My guess as to what happens next in this battle is that the High Priestess of Thor will somehow intervene. She’ll probably remember where she heard the name Durkon Thundershield before and realize that he used to be a priest of Thor. That may let her rationalize that fighting him would be an “internal church dispute” and so be allowed under the Godsmoot rules. I don’t expect her to win (the tactic Durkon used on Gontor – Silence spell and then grapple and drain – would seem to be quite effective against any cleric without the silent spell feat) but she would divert Durkula long enough for Roy to drink a potion or two before rejoining the fight. He probably would rejoin soon enough to keep her from being totally drained, but not before she loses too many effective levels to be a factor. Then again, she may just try to intervene verbally.

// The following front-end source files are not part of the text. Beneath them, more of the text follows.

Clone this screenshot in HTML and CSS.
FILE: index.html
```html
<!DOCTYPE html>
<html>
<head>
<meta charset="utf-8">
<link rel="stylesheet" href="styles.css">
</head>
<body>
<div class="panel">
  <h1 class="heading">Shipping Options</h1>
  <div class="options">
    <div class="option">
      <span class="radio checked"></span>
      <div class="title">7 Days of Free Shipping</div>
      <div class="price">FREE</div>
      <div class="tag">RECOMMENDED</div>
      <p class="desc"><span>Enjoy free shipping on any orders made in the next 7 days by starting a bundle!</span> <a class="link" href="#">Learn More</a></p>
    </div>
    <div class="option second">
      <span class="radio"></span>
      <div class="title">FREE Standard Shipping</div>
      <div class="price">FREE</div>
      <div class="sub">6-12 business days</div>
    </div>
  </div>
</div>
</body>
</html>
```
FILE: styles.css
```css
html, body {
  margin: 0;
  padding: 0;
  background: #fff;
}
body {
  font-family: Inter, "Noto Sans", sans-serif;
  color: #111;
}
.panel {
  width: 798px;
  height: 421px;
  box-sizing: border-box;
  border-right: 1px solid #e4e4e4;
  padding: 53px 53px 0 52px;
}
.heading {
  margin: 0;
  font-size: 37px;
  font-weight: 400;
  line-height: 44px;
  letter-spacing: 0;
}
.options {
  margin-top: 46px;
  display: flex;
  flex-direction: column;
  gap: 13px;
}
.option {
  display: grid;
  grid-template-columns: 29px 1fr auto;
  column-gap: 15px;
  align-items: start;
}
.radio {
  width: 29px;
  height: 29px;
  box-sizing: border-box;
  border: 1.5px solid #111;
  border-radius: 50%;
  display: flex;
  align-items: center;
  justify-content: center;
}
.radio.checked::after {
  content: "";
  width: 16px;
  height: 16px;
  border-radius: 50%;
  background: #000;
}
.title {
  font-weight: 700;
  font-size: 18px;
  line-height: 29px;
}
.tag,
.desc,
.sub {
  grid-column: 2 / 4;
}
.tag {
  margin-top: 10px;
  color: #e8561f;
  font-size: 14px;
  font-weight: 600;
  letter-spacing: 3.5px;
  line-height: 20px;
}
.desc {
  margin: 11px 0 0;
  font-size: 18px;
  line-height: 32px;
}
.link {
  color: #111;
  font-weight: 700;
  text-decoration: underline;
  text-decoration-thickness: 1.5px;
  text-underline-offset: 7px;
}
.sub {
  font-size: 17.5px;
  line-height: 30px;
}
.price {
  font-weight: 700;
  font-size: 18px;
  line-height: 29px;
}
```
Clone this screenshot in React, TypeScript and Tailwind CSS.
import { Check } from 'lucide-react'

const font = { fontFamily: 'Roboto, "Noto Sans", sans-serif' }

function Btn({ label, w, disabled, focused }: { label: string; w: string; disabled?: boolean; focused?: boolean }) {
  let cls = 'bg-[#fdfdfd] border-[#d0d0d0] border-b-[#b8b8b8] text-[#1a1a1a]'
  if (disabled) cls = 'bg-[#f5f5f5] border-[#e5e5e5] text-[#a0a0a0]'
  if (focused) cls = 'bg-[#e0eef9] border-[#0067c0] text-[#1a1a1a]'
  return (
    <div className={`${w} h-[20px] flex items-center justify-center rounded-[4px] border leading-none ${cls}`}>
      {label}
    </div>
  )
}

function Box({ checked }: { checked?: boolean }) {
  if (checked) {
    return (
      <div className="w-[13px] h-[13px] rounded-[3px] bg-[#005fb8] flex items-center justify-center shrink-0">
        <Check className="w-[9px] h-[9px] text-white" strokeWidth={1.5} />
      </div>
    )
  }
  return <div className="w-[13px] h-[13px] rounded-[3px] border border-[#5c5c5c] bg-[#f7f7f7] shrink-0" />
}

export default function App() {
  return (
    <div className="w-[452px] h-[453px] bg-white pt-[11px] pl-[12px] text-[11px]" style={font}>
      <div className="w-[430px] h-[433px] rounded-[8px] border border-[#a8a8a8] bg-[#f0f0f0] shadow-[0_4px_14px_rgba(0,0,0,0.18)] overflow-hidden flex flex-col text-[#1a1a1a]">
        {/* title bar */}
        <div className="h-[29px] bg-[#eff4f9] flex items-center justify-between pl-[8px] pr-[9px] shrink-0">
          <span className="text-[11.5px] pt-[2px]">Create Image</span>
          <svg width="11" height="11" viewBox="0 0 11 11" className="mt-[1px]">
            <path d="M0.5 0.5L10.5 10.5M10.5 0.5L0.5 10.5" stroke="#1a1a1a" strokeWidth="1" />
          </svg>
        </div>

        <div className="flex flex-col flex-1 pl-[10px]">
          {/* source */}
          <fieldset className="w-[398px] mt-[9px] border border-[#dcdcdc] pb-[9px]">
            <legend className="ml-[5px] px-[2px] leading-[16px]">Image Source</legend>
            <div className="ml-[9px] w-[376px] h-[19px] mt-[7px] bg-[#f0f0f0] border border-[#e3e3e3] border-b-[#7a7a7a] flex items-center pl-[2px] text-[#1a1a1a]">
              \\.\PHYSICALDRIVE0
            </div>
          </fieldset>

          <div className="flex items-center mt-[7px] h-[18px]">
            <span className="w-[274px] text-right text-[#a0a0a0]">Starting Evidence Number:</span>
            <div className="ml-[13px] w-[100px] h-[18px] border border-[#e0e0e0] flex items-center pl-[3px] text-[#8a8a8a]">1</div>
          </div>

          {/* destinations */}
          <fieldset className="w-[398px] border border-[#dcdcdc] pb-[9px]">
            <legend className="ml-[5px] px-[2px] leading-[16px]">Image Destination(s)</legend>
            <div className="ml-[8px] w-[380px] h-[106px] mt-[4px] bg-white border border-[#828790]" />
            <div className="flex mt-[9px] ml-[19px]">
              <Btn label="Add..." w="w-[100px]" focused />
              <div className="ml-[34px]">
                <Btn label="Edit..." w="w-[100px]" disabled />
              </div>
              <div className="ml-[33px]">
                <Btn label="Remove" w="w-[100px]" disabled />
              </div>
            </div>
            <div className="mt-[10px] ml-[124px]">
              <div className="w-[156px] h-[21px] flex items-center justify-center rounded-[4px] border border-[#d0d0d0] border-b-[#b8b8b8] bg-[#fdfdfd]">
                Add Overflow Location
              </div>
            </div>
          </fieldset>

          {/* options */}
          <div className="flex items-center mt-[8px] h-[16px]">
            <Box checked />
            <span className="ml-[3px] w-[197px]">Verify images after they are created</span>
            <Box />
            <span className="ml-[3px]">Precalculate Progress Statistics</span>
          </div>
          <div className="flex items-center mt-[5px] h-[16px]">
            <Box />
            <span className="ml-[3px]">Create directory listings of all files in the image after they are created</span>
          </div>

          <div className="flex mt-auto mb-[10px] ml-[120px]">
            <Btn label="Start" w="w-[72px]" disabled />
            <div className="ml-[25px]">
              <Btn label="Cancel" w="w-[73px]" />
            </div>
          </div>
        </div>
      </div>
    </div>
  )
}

At any rate, she’s not going to be happy with the prospect of being Garm’s chew toy in the next world and will try to do something to avoid that.

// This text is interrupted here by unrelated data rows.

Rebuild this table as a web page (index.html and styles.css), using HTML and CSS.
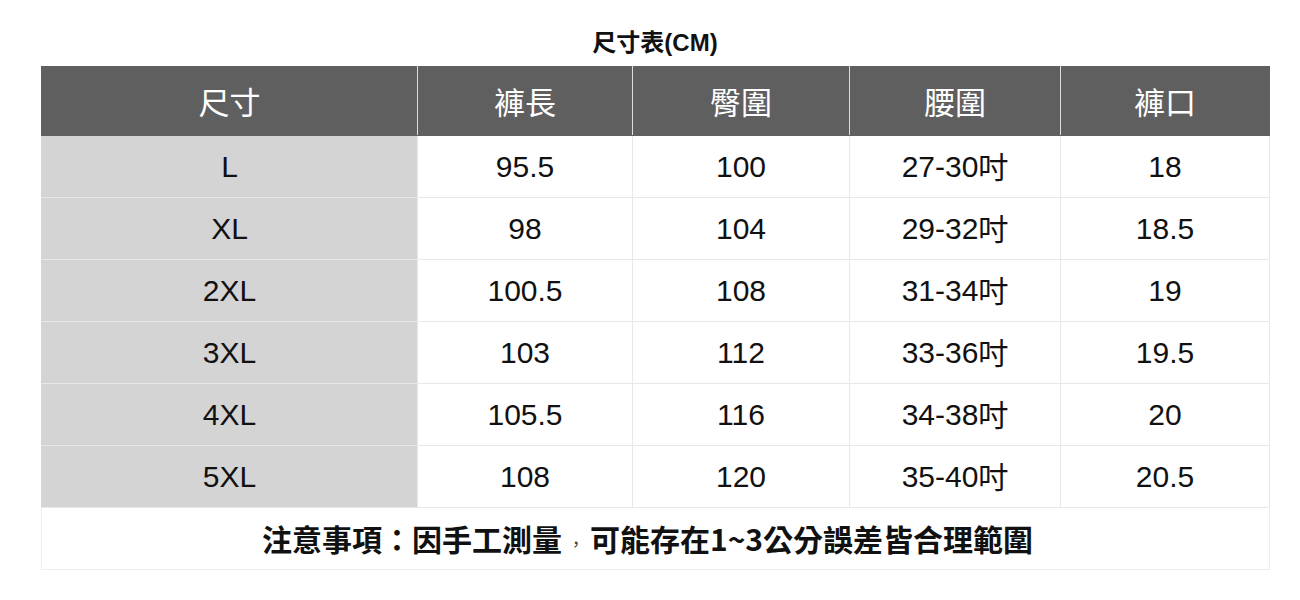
FILE: index.html
```html
<!DOCTYPE html>
<html lang="zh-Hant">
<head>
<meta charset="utf-8">
<link rel="stylesheet" href="styles.css">
</head>
<body>
<div class="page">
  <div class="title">尺寸表(CM)</div>
  <table class="size-table">
    <thead>
      <tr>
        <th class="c1">尺寸</th>
        <th class="c2">褲長</th>
        <th class="c3">臀圍</th>
        <th class="c4">腰圍</th>
        <th class="c5">褲口</th>
      </tr>
    </thead>
    <tbody>
      <tr><td class="size">L</td><td>95.5</td><td>100</td><td>27-30<span class="unit">吋</span></td><td>18</td></tr>
      <tr><td class="size">XL</td><td>98</td><td>104</td><td>29-32<span class="unit">吋</span></td><td>18.5</td></tr>
      <tr><td class="size">2XL</td><td>100.5</td><td>108</td><td>31-34<span class="unit">吋</span></td><td>19</td></tr>
      <tr><td class="size">3XL</td><td>103</td><td>112</td><td>33-36<span class="unit">吋</span></td><td>19.5</td></tr>
      <tr><td class="size">4XL</td><td>105.5</td><td>116</td><td>34-38<span class="unit">吋</span></td><td>20</td></tr>
      <tr><td class="size">5XL</td><td>108</td><td>120</td><td>35-40<span class="unit">吋</span></td><td>20.5</td></tr>
      <tr class="note"><td colspan="5">注意事項：因手工測量<span class="comma">，</span>可能存在1~3公分誤差皆合理範圍</td></tr>
    </tbody>
  </table>
</div>
</body>
</html>
```
FILE: styles.css
```css
html, body {
  margin: 0;
  padding: 0;
  background: #ffffff;
}
body {
  font-family: "Liberation Sans", Arial, "Noto Sans CJK TC", sans-serif;
  color: #111;
}
.page {
  padding: 0 31px 0 41px;
}
.title {
  width: 1228px;
  height: 66px;
  line-height: 86px;
  font-size: 24px;
  font-weight: bold;
  text-align: center;
}
.size-table {
  width: 1228px;
  border-collapse: collapse;
  table-layout: fixed;
}
.size-table th,
.size-table td {
  text-align: center;
  font-size: 30px;
  line-height: 34px;
  padding: 0;
  border: 1px solid #e8e8e8;
}
.size-table th {
  background: #5f5f5f;
  color: #ffffff;
  font-weight: normal;
  height: 68px;
  border-color: #5f5f5f;
  border-left-color: #dcdcdc;
  border-right-color: #dcdcdc;
  font-family: "Noto Sans CJK TC", sans-serif;
  font-size: 31px;
}
.size-table th.c1 { width: 375px; border-left-color: #5f5f5f; }
.size-table th.c2 { width: 214px; }
.size-table th.c3 { width: 216px; }
.size-table th.c4 { width: 210px; }
.size-table th.c5 { width: 208px; border-right-color: #5f5f5f; }
.size-table td {
  height: 61px;
  color: #111;
}
.size-table td.size {
  background: #d4d4d4;
  border-left-color: #d4d4d4;
}
.unit {
  font-family: "Noto Sans CJK TC", sans-serif;
  line-height: 1;
  position: relative;
  top: 1px;
}
.size-table tr.note td {
  height: 62px;
  padding: 4px 16px 0 0;
  box-sizing: border-box;
  font-weight: bold;
  font-size: 30px;
  font-family: "Noto Sans CJK TC", "Liberation Sans", sans-serif;
  border-left-color: #eeeeee;
  border-right-color: #eeeeee;
  border-bottom-color: #eeeeee;
}
.comma {
  display: inline-block;
  width: 28px;
  text-align: center;
  font-weight: normal;
  font-size: 18px;
  color: #444;
}
```
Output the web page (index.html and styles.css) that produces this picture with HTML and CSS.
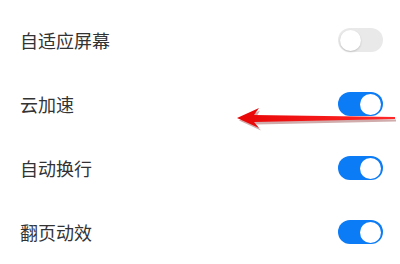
FILE: index.html
```html
<!DOCTYPE html>
<html lang="zh-CN">
<head>
    <meta charset="UTF-8">
    <meta name="viewport" content="width=device-width, initial-scale=1.0">
    <title>设置</title>
    <link rel="stylesheet" href="styles.css">
</head>
<body>

    <div class="lista">
        <div class="item">
            <span class="rotulo">自适应屏幕</span>
            <span class="chave"><span class="bola"></span></span>
        </div>
        <div class="item">
            <span class="rotulo">云加速</span>
            <span class="chave ligada"><span class="bola"></span></span>
        </div>
        <div class="item">
            <span class="rotulo">自动换行</span>
            <span class="chave ligada"><span class="bola"></span></span>
        </div>
        <div class="item">
            <span class="rotulo">翻页动效</span>
            <span class="chave ligada"><span class="bola"></span></span>
        </div>
    </div>

    <!-- seta vermelha por cima -->
    <svg class="seta" width="400" height="264" viewBox="0 0 400 264">
        <defs>
            <linearGradient id="vermelho" x1="0" x2="1" y1="0" y2="0">
                <stop offset="0" stop-color="#e80606"/>
                <stop offset="1" stop-color="#ff2a2a"/>
            </linearGradient>
        </defs>
        <polygon points="238,119 259,109 255,116 395,118 395,120 255,123 260,129" fill="#7a1010" opacity="0.35" transform="translate(1,1.5)"/>
        <polygon points="237,118 259,108 254,115 395,117 395,119 254,122 259,128" fill="url(#vermelho)"/>
    </svg>

</body>
</html>
```

FILE: styles.css
```css
body {
    font-family: "Noto Sans CJK SC", "Noto Sans", sans-serif;
    margin: 0;
    padding: 0;
    background: #fff;
    color: #333;
    width: 400px;
    height: 264px;
    overflow: hidden;
    position: relative;
}

.lista {
    padding: 8px 17px 0 20px;
}

.item {
    height: 64px;
    display: flex;
    justify-content: space-between;
    align-items: center;
}

.rotulo {
    font-size: 18px;
    line-height: 24px;
}

.chave {
    width: 45px;
    height: 24px;
    border-radius: 12px;
    background: #e9e9e9;
    display: flex;
    align-items: center;
    padding: 0 2px;
    box-sizing: border-box;
}

.bola {
    width: 21px;
    height: 21px;
    border-radius: 50%;
    background: #fff;
    box-shadow: 0 1px 2px rgba(0, 0, 0, 0.18);
}

.chave.ligada {
    background: #0b7bf6;
    justify-content: flex-end;
}

.chave.ligada .bola {
    box-shadow: none;
}

.seta {
    position: absolute;
    left: 0;
    top: 0;
}
```
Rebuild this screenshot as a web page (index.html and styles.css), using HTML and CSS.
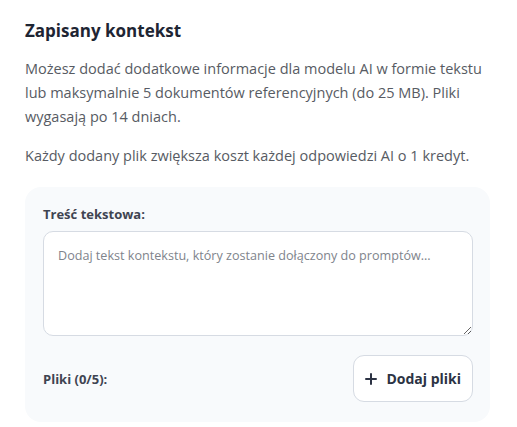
FILE: index.html
```html
<!DOCTYPE html>
<html lang="pl">
<head>
<meta charset="utf-8">
<link rel="stylesheet" href="styles.css">
</head>
<body>
<section class="panel">
  <h2 class="title">Zapisany kontekst</h2>
  <p class="desc">Możesz dodać dodatkowe informacje dla modelu AI w formie tekstu lub maksymalnie 5 dokumentów referencyjnych (do 25 MB). Pliki wygasają po 14 dniach.</p>
  <p class="desc note">Każdy dodany plik zwiększa koszt każdej odpowiedzi AI o 1 kredyt.</p>
  <div class="card">
    <label class="label" for="ctx">Treść tekstowa:</label>
    <textarea id="ctx" class="area" placeholder="Dodaj tekst kontekstu, który zostanie dołączony do promptów..."></textarea>
    <div class="files">
      <span class="label">Pliki (0/5):</span>
      <button class="btn" type="button">
        <svg class="plus" viewBox="0 0 12 12" width="12" height="12"><path d="M6 1v10M1 6h10" stroke="currentColor" stroke-width="2" stroke-linecap="round"/></svg>
        <span>Dodaj pliki</span>
      </button>
    </div>
  </div>
</section>
</body>
</html>
```
FILE: styles.css
```css
* { box-sizing: border-box; }
body {
  margin: 0;
  background: #ffffff;
  font-family: "Open Sans", "Noto Sans", sans-serif;
}
.panel {
  padding: 19px 27px 0 25px;
}
.title {
  margin: 0 0 14px;
  font-size: 17px;
  font-weight: 700;
  color: #1e2533;
  line-height: 24px;
}
.desc {
  margin: 0;
  font-size: 14.5px;
  line-height: 24px;
  color: #575b63;
}
.note {
  margin-top: 15px;
}
.card {
  margin-top: 19px;
  background: #f8fafc;
  border-radius: 16px;
  padding: 17px 17px 20px 18px;
  display: flex;
  flex-direction: column;
}
.label {
  font-size: 13px;
  font-weight: 700;
  color: #3f4451;
  line-height: 20px;
}
.area {
  margin-top: 7px;
  height: 105px;
  resize: vertical;
  border: 1px solid #d6dbe3;
  border-radius: 10px;
  background: #fff;
  padding: 15px 10px 12px 14px;
  font-family: inherit;
  font-size: 12.6px;
  color: #374151;
  outline: none;
}
.area::placeholder {
  color: #80848c;
}
.files {
  margin-top: 19px;
  display: flex;
  align-items: center;
  justify-content: space-between;
}
.btn {
  display: flex;
  align-items: center;
  gap: 9px;
  height: 47px;
  padding: 0 11px;
  border: 1px solid #d6dbe3;
  border-radius: 11px;
  background: #fff;
  font-family: inherit;
  font-size: 14px;
  font-weight: 700;
  color: #2c3344;
}
.plus { color: #2c3344; }
```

I think Roy’s sword glows when he has fully lethal intent. Roy wants to destroy Xykon so the sword lights up. With Durkevil, Roy is holding back a little. If he is made aware of Durkon’s true situation, I’d expect the sword to brighten.
Sheesh it’s a +5 magic sword. It’s gotta have some sentience of one kind or another.

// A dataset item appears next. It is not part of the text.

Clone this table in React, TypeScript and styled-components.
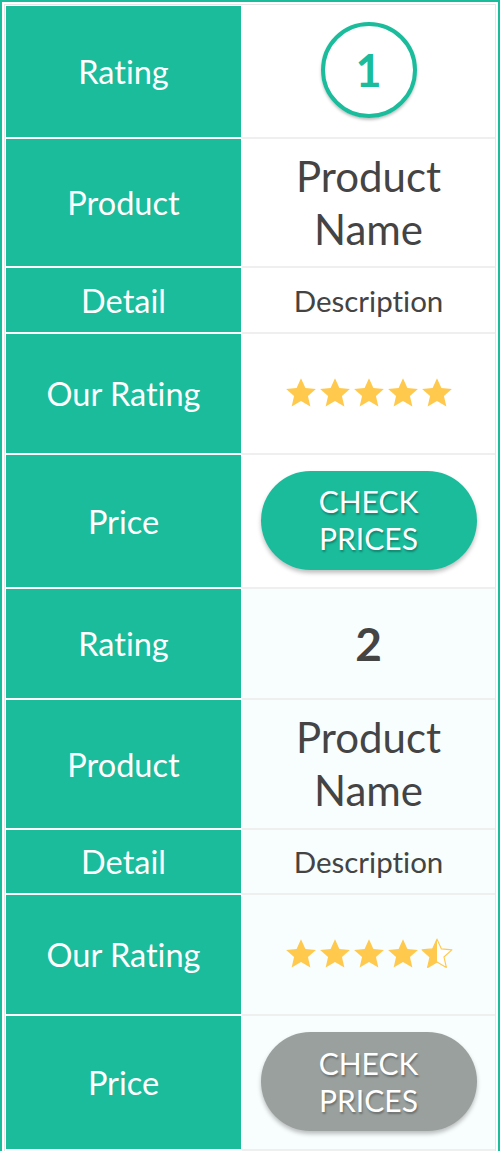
import React from 'react'
import styled, { createGlobalStyle } from 'styled-components'

const Global = createGlobalStyle`
  html, body { margin: 0; padding: 0; background: #fff; }
  body {
    font-family: Lato, "Open Sans", sans-serif;
    font-variant-ligatures: none;
  }
`

const TEAL = '#1abc9c'

const Frame = styled.div`
  width: 500px;
  box-sizing: border-box;
  border: 2px solid ${TEAL};
  border-bottom: none;
  padding: 2px 2px 0 2px;
  background: #fff;
`

const Inner = styled.div`
  border: 1px solid #e6e6e6;
  border-bottom: none;
  padding: 1px 0 0 1px;
`

const Row = styled.div<{ $h: number }>`
  display: grid;
  grid-template-columns: 236px 1fr;
  height: ${p => p.$h}px;
`

const Label = styled.div`
  background: ${TEAL};
  color: #fff;
  font-size: 32.5px;
  display: flex;
  align-items: center;
  justify-content: center;
  border-bottom: 2px solid #fff;
  border-right: 1px solid #fff;
`

const Value = styled.div<{ $alt?: boolean }>`
  background: ${p => (p.$alt ? '#f8fdfd' : '#fff')};
  color: #444;
  display: flex;
  align-items: center;
  justify-content: center;
  text-align: center;
  border-bottom: 2px solid #efefef;
`

const Circle = styled.div`
  width: 96px;
  height: 96px;
  box-sizing: border-box;
  border: 4px solid ${TEAL};
  border-radius: 50%;
  color: ${TEAL};
  font-size: 45px;
  font-weight: 700;
  display: flex;
  align-items: center;
  justify-content: center;
  box-shadow: 0 2px 3px rgba(0, 0, 0, 0.25);
  margin-top: -4px;
`

const Number = styled.div`
  font-size: 46px;
  font-weight: 700;
  color: #444;
`

const ProductName = styled.div`
  font-size: 42px;
  line-height: 53px;
`

const Detail = styled.div`
  font-size: 29.5px;
`

const Stars = styled.div`
  display: flex;
  margin-top: -2px;
`

const Button = styled.div<{ $grey?: boolean }>`
  width: 216px;
  height: 99px;
  border-radius: 50px;
  background: ${p => (p.$grey ? '#9aa09e' : TEAL)};
  color: #fff;
  font-size: 30px;
  line-height: 37px;
  display: flex;
  align-items: center;
  justify-content: center;
  text-align: center;
  text-shadow: 1px 2px 2px rgba(0, 0, 0, 0.3);
  box-shadow: 0 3px 4px rgba(0, 0, 0, 0.25);
  margin-top: -2px;
`

const STAR = 'M12 1.5l3.1 6.9 7.4.7-5.6 5 1.7 7.4L12 17.6l-6.6 3.9 1.7-7.4-5.6-5 7.4-.7z'

const Star = ({ half }: { half?: boolean }) => (
  <svg width="34" height="34" viewBox="0 0 24 24">
    <defs>
      <clipPath id="halfclip">
        <rect x="0" y="0" width="12" height="24" />
      </clipPath>
    </defs>
    {half ? (
      <>
        <path d={STAR} fill="#fff" stroke="#ffc94d" strokeWidth="0.8" strokeLinejoin="round" />
        <path d={STAR} fill="#ffc94d" clipPath="url(#halfclip)" />
      </>
    ) : (
      <path d={STAR} fill="#ffc94d" />
    )}
  </svg>
)

type Product = { rank: number; stars: number; alt?: boolean; grey?: boolean; heights: number[] }

const products: Product[] = [
  { rank: 1, stars: 5, heights: [133, 129, 66, 121, 134] },
  { rank: 2, stars: 4.5, alt: true, grey: true, heights: [111, 130, 65, 121, 135] },
]

const ProductBlock = ({ p }: { p: Product }) => (
  <>
    <Row $h={p.heights[0]}>
      <Label>Rating</Label>
      <Value $alt={p.alt}>{p.rank === 1 ? <Circle>1</Circle> : <Number>{p.rank}</Number>}</Value>
    </Row>
    <Row $h={p.heights[1]}>
      <Label>Product</Label>
      <Value $alt={p.alt}>
        <ProductName>
          Product
          <br />
          Name
        </ProductName>
      </Value>
    </Row>
    <Row $h={p.heights[2]}>
      <Label>Detail</Label>
      <Value $alt={p.alt}>
        <Detail>Description</Detail>
      </Value>
    </Row>
    <Row $h={p.heights[3]}>
      <Label>Our Rating</Label>
      <Value $alt={p.alt}>
        <Stars>
          {[0, 1, 2, 3, 4].map(i => (
            <Star key={i} half={p.stars - i === 0.5} />
          ))}
        </Stars>
      </Value>
    </Row>
    <Row $h={p.heights[4]}>
      <Label>Price</Label>
      <Value $alt={p.alt}>
        <Button $grey={p.grey}>
          CHECK
          <br />
          PRICES
        </Button>
      </Value>
    </Row>
  </>
)

export default function App() {
  return (
    <>
      <Global />
      <Frame>
        <Inner>
          {products.map(p => (
            <ProductBlock key={p.rank} p={p} />
          ))}
        </Inner>
      </Frame>
    </>
  )
}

That or something similar is probably the reason why we’re not seeing the glow in this battle. Previously, we’d seen the glow on all but two times when Roy attacked undead and also saw it three times when attacking non-undead. However, one of the times the green did not appear was when he chopped the head off the zombie dragon. He was really wrought up for that one; you’d expect lots of green. So it may be just something as simple as Roy forgetting to replace the batteries.
Right, I fucked up. I figure he’s got something like 24 or 26 str, which is about average at these levels (16 or 18 to begin with, +4 from levelling to 16th, +4 to +6 from a belt of STR). So +8 base, +12 with a two hander.
But then I did forget weapon spec - I hardly ever play Fighters - so it evens out somewhat :o
But based on what we’ve seen, Roy has to be at least 1 HP, right? He’s not dead, so he either made the save and was reduced to 1 HP, or he didn’t make the save but it still didn’t do enough damage to kill him.
Although, Elan was at negative HP in #58, and he didn’t have Xs over his eyes. Though he did look a lot more unconscious than Roy does now.
3.5 had a Death’s Door rule…if you went to 0 hp, you continued to lose 1hp per round? turn? until you got to -10, then you died for real. If you could be stabilized in that time, you’d recover.
I gathered that much based on strip #58. My point is that Roy does not appear to be in the same condition that Elan was in when he was at negative HP, ergo, he’s probably at least 1 HP.
My money is on some other member of the party. Belkar, his cat, someone who saw Belkar fall, someone Belkar spoke to as he died… But someone in the party.
Belkar is the only other person who has “clearance” to interfere. And the cat, I suppose by extension, but I assume cats can’t harm vampires. Anyone else should, by rules, get smoked by the rest of the Godsmoot.
The only other way around that I could see would be someone removing Roy from the situation (how, with the force field, I don’t know). I don’t think that teleporting Roy out would technically count if they didn’t affect Durkon at all although obviously Roy wouldn’t be allowed back in.
Roy’s participation in this fight seems pretty close to over unless he’s got a potion handy. So I’m guessing some third party intervention is called for.
We do know, from Haley’s battle with Crystal, that the Mechane is well stocked with supplies of holy water. That seems like a Chekov’s vial that hasn’t gone off yet. If I were members of a party with a recently transformed vampire, I know I’d be carrying some around with me. Even Batman carries kryptonite, just in case.
That, or somehow tricking Durkon into accidentally attacking one of the other clerics.
Might not be a bad idea for one of the clerics with an interventionist bent - turn invisible, then stand near Roy, hoping that Durkon uses something with a blast radius.
I would expect that forcefield does more than just keep the participants in. It should keep out everyone except valid participants. So it would also have to prevent teleportation, gating, and summoning. It would let Belkar and the High Priests of the demigods in, but no one else.
This would explain something that’s bothered me. Durkula entered the nave without anyone to introduce him. Certainly the Priestess of Odin didn’t know who he was. So why was an obvious vampire allowed to wander around the Godsmoot without challenge? Or even if he wasn’t obviously a vampire, an apparent random dwarf. You’d think someone there would have challenged his right to be there.
But if the forcefield is handling that aspect of security, this is easily explained. The participants know that the forcefield only lets in valid participants, so they never have to worry about that. Everyone there is authorized to be there.
About that teleportation orb, I’m fairly sure V still has it. I don’t think Roy has a Use Magical Device skill, so he probably couldn’t use it. But even if Roy had it and could use it, he’s not going to run from this fight.